Las letras costarricenses de hoy —los últimos cincuenta años— han pasado por muchos tamices. Hay, qué duda cabe, nombres fijados en el imaginario social costarricense; los poemas de Jorge Debravo, por ejemplo, y los de algunos coetáneos suyos, hoy casi octogenarios. La novela costarricense se ha recuperado de programas políticos e ideológicos, por los que pasó después del neorrealismo de Fallas, Dobles y Gutiérrez. Su retoñar ha sido poco menos que espectacular. En las librerías, hoy día fácilmente damos con novelas sobre la vida urbana en todos sus entresijos, sin dogmas ni prevaricaciones. No hay reproducción documental de la realidad —¿para qué, si ya existe?—sino una interpretación, la exploración de ángulos ocultos, de sombras aun no reveladas, de pasajes encriptados de nuestra historia que se ponen ante la mirada del lector, sin más propósito que ello: escribir una buena novela, una obra teatral, un poema.

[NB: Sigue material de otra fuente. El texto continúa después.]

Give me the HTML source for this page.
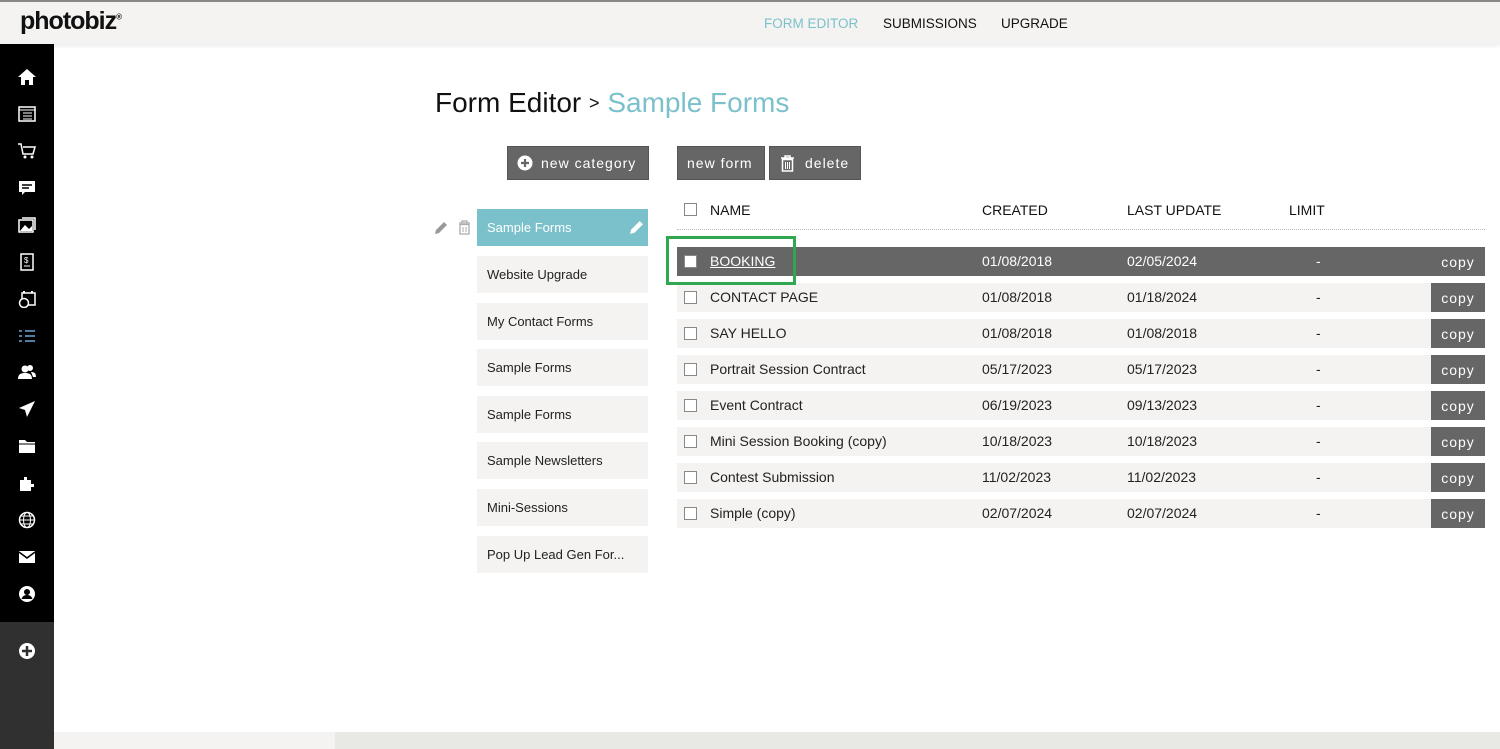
<!DOCTYPE html>
<html><head><meta charset="utf-8"><style>
*{margin:0;padding:0;box-sizing:border-box}
body{width:1500px;height:749px;position:relative;overflow:hidden;background:#fff;font-family:"Liberation Sans",sans-serif;color:#222}
.top{position:absolute;left:0;top:0;width:1500px;height:44px;background:#f4f3f1;border-top:2px solid #888;box-shadow:0 2px 4px rgba(0,0,0,.08)}
.logo{position:absolute;left:20px;top:5px;font-size:25px;font-weight:bold;letter-spacing:-1px;color:#111}
.logo sup{font-size:8px}
.nav{position:absolute;top:14px;font-size:13.5px;color:#111}
.side{position:absolute;left:0;top:44px;width:54px;height:705px;background:#000}
.side2{position:absolute;left:0;top:622px;width:54px;height:127px;background:#303030}
.ic{position:absolute;left:18px;width:18px;height:18px}
.bot1{position:absolute;left:54px;top:732px;width:281px;height:17px;background:#f4f3f1}
.bot2{position:absolute;left:335px;top:732px;width:1165px;height:17px;background:#e8e8e4}
h1{position:absolute;left:435px;top:87px;font-weight:normal;font-size:28px;color:#111}
h1 span{color:#7bc1cb}
.btn{position:absolute;top:146px;height:34px;background:#666;border:1px solid #555;color:#fff;font-size:14px;letter-spacing:1px;line-height:32px}
.cat{position:absolute;left:477px;width:171px;height:37px;background:#f4f3f1;font-size:13px;line-height:37px;padding-left:10px;color:#222}
.hdr{position:absolute;top:202px;font-size:14px;color:#111}
.row{position:absolute;left:677px;width:808px;height:29px;background:#f4f3f1;font-size:14px;line-height:29px}
.row div{position:absolute;top:0}
.cb{position:absolute;width:13px;height:13px;border:1px solid #888;background:#fff;top:8px;left:7px}
.cp{position:absolute;right:0;top:0;width:54px;height:29px;background:#666;color:#fff;letter-spacing:1px;text-align:center;line-height:31px}
</style></head><body>
<div class="top"><div class="logo">photobiz<sup>®</sup></div>
<div class="nav" style="left:764px;color:#7bc1cb">FORM EDITOR</div>
<div class="nav" style="left:883px">SUBMISSIONS</div>
<div class="nav" style="left:1001px">UPGRADE</div></div>
<div class="side"></div><div class="side2"></div>
<svg class="ic" style="top:68px" viewBox="0 0 18 18"><path d="M9 1L0 9h3v8h4v-5h4v5h4V9h3z" fill="#fff"/></svg>
<svg class="ic" style="top:105px" viewBox="0 0 18 18"><rect x="1" y="2" width="16" height="14" fill="none" stroke="#fff" stroke-width="1.5"/><path d="M1 5h16M5 8h9M5 11h9M5 14h9" stroke="#fff"/></svg>
<svg class="ic" style="top:142px" viewBox="0 0 18 18"><path d="M0 2h3l2 10h10l2-7H5" fill="none" stroke="#fff" stroke-width="1.5"/><circle cx="7" cy="15" r="1.5" fill="#fff"/><circle cx="14" cy="15" r="1.5" fill="#fff"/></svg>
<svg class="ic" style="top:179px" viewBox="0 0 18 18"><path d="M1 2h16v11H7l-3 3v-3H1z" fill="#fff"/><path d="M4 6h10M4 9h7" stroke="#000" stroke-width="1.5"/></svg>
<svg class="ic" style="top:216px" viewBox="0 0 18 18"><rect x="1" y="4" width="14" height="12" fill="none" stroke="#fff" stroke-width="1.5"/><path d="M4 2h13v12" fill="none" stroke="#fff" stroke-width="1.5"/><path d="M2 15l5-6 4 4 3-3v5z" fill="#fff"/></svg>
<svg class="ic" style="top:253px" viewBox="0 0 18 18"><rect x="3" y="1" width="12" height="16" fill="none" stroke="#fff" stroke-width="1.5"/><text x="6" y="10" font-size="8" fill="#fff">$</text><path d="M6 13h6" stroke="#fff"/></svg>
<svg class="ic" style="top:290px" viewBox="0 0 18 18"><rect x="4" y="3" width="13" height="12" fill="none" stroke="#fff" stroke-width="1.5"/><circle cx="6" cy="13" r="4.5" fill="#000" stroke="#fff" stroke-width="1.5"/><path d="M6 3V1M14 3V1" stroke="#fff" stroke-width="2"/></svg>
<svg class="ic" style="top:327px" viewBox="0 0 18 18"><path d="M1 4h3M7 4h10M1 9h3M7 9h10M1 14h3M7 14h10" stroke="#6fa6d9" stroke-width="1.5"/></svg>
<svg class="ic" style="top:363px" viewBox="0 0 18 18"><circle cx="7" cy="6" r="3.5" fill="#fff"/><circle cx="12" cy="5" r="3" fill="#fff"/><path d="M0 16c0-5 3-6 7-6s7 1 7 6zM13 9c3 0 5 1 5 5h-3" fill="#fff"/></svg>
<svg class="ic" style="top:400px" viewBox="0 0 18 18"><path d="M17 1L1 8l6 2 2 7z" fill="#fff"/></svg>
<svg class="ic" style="top:437px" viewBox="0 0 18 18"><path d="M1 3h6l2 2h8v11H1z" fill="#fff"/><path d="M1 7h16" stroke="#000"/></svg>
<svg class="ic" style="top:474px" viewBox="0 0 18 18"><path d="M2 6h4V3h3v3h4v4h3v3h-3v4H2z" fill="#fff"/></svg>
<svg class="ic" style="top:511px" viewBox="0 0 18 18"><circle cx="9" cy="9" r="7.5" fill="none" stroke="#fff" stroke-width="1.5"/><ellipse cx="9" cy="9" rx="3.5" ry="7.5" fill="none" stroke="#fff"/><path d="M1.5 9h15M3 5h12M3 13h12" stroke="#fff"/></svg>
<svg class="ic" style="top:548px" viewBox="0 0 18 18"><path d="M1 3h16v12H1z" fill="#fff"/><path d="M1 4l8 6 8-6" fill="none" stroke="#000" stroke-width="1.5"/></svg>
<svg class="ic" style="top:585px" viewBox="0 0 18 18"><circle cx="9" cy="9" r="8" fill="#fff"/><circle cx="9" cy="7" r="3" fill="#000"/><path d="M3.5 14c1-3 3-4 5.5-4s4.5 1 5.5 4" fill="#000"/></svg>
<svg class="ic" style="top:642px" viewBox="0 0 18 18"><circle cx="9" cy="9" r="8" fill="#fff"/><path d="M9 4v10M4 9h10" stroke="#303030" stroke-width="2.5"/></svg>
<div class="bot1"></div><div class="bot2"></div>
<h1>Form Editor <small style="font-size:18px;position:relative;top:-3px">&gt;</small> <span>Sample Forms</span></h1>
<div class="btn" style="left:507px;width:142px;padding-left:33px"><svg style="position:absolute;left:9px;top:8px" width="16" height="16" viewBox="0 0 16 16"><circle cx="8" cy="8" r="7.5" fill="#fff"/><path d="M8 4v8M4 8h8" stroke="#666" stroke-width="2.2"/></svg>new category</div>
<div class="btn" style="left:677px;width:88px;padding-left:9px">new form</div>
<div class="btn" style="left:769px;width:92px;padding-left:35px"><svg style="position:absolute;left:10px;top:8px" width="15" height="17" viewBox="0 0 15 17"><path d="M1 3h13M5 3V1h5v2M2.5 4.5h10V16h-10z" fill="none" stroke="#fff" stroke-width="1.5"/><path d="M5.5 7v7M7.5 7v7M9.5 7v7" stroke="#fff"/></svg>delete</div>
<svg style="position:absolute;left:434px;top:221px" width="14" height="14" viewBox="0 0 14 14"><path d="M1 13l1-4 8-8 3 3-8 8z" fill="#999"/></svg>
<svg style="position:absolute;left:458px;top:220px" width="13" height="15" viewBox="0 0 13 15"><path d="M1 3h11M4 3V1h5v2M2 4.5h9V14H2z" fill="none" stroke="#aaa" stroke-width="1.3"/><path d="M5 7v5M8 7v5" stroke="#aaa"/></svg>
<div class="cat" style="top:209px;background:#7bc1cb;color:#fff">Sample Forms<svg style="position:absolute;right:4px;top:11px" width="15" height="15" viewBox="0 0 14 14"><path d="M1 13l1-4 8-8 3 3-8 8z" fill="#fff"/></svg></div>
<div class="cat" style="top:256px">Website Upgrade</div>
<div class="cat" style="top:303px">My Contact Forms</div>
<div class="cat" style="top:349px">Sample Forms</div>
<div class="cat" style="top:396px">Sample Forms</div>
<div class="cat" style="top:442px">Sample Newsletters</div>
<div class="cat" style="top:489px">Mini-Sessions</div>
<div class="cat" style="top:536px">Pop Up Lead Gen For...</div>
<div class="cb" style="left:684px;top:203px;position:absolute"></div>
<div class="hdr" style="left:710px">NAME</div>
<div class="hdr" style="left:982px">CREATED</div>
<div class="hdr" style="left:1127px">LAST UPDATE</div>
<div class="hdr" style="left:1289px">LIMIT</div>
<div style="position:absolute;left:677px;top:229px;width:808px;border-top:1px dotted #bbb"></div>
<div class="row" style="top:247px;background:#666;color:#fff"><span class="cb"></span><div style="left:33px;text-decoration:underline">BOOKING</div><div style="left:305px">01/08/2018</div><div style="left:450px">02/05/2024</div><div style="left:639px">-</div><div class="cp" style="background:none">copy</div></div>
<div class="row" style="top:283px"><span class="cb"></span><div style="left:33px">CONTACT PAGE</div><div style="left:305px">01/08/2018</div><div style="left:450px">01/18/2024</div><div style="left:639px">-</div><div class="cp">copy</div></div>
<div class="row" style="top:319px"><span class="cb"></span><div style="left:33px">SAY HELLO</div><div style="left:305px">01/08/2018</div><div style="left:450px">01/08/2018</div><div style="left:639px">-</div><div class="cp">copy</div></div>
<div class="row" style="top:355px"><span class="cb"></span><div style="left:33px">Portrait Session Contract</div><div style="left:305px">05/17/2023</div><div style="left:450px">05/17/2023</div><div style="left:639px">-</div><div class="cp">copy</div></div>
<div class="row" style="top:391px"><span class="cb"></span><div style="left:33px">Event Contract</div><div style="left:305px">06/19/2023</div><div style="left:450px">09/13/2023</div><div style="left:639px">-</div><div class="cp">copy</div></div>
<div class="row" style="top:427px"><span class="cb"></span><div style="left:33px">Mini Session Booking (copy)</div><div style="left:305px">10/18/2023</div><div style="left:450px">10/18/2023</div><div style="left:639px">-</div><div class="cp">copy</div></div>
<div class="row" style="top:463px"><span class="cb"></span><div style="left:33px">Contest Submission</div><div style="left:305px">11/02/2023</div><div style="left:450px">11/02/2023</div><div style="left:639px">-</div><div class="cp">copy</div></div>
<div class="row" style="top:499px"><span class="cb"></span><div style="left:33px">Simple (copy)</div><div style="left:305px">02/07/2024</div><div style="left:450px">02/07/2024</div><div style="left:639px">-</div><div class="cp">copy</div></div>
<div style="position:absolute;left:666px;top:236px;width:130px;height:49px;border:3px solid #2fa84f"></div>
</body></html>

Los doscientos años de vida independiente —en lo esencial, republicana, para suerte histórica— lo han sido de representarnos a nosotros mismos mediante la palabra; con voluntad estética, se entiende. Los mejores poemas escritos en nuestros lares muy poco tienen que ver con los iconos convencionales del turismo oficial (ruedas de carreta, tucanes, orquídeas o volcanes humeantes). La poesía —la literatura en general— se escribe en y con su historia, no a propósito de ella. Tal ha sido la experiencia de los mejores ejemplos de las letras costarricenses: dejar que las palabras corran por las páginas no en busca de respuestas definitivas, sino de nuevas interrogantes: ¿qué hemos sido; en qué condiciones estamos, qué posibilidades nos queda por imaginar?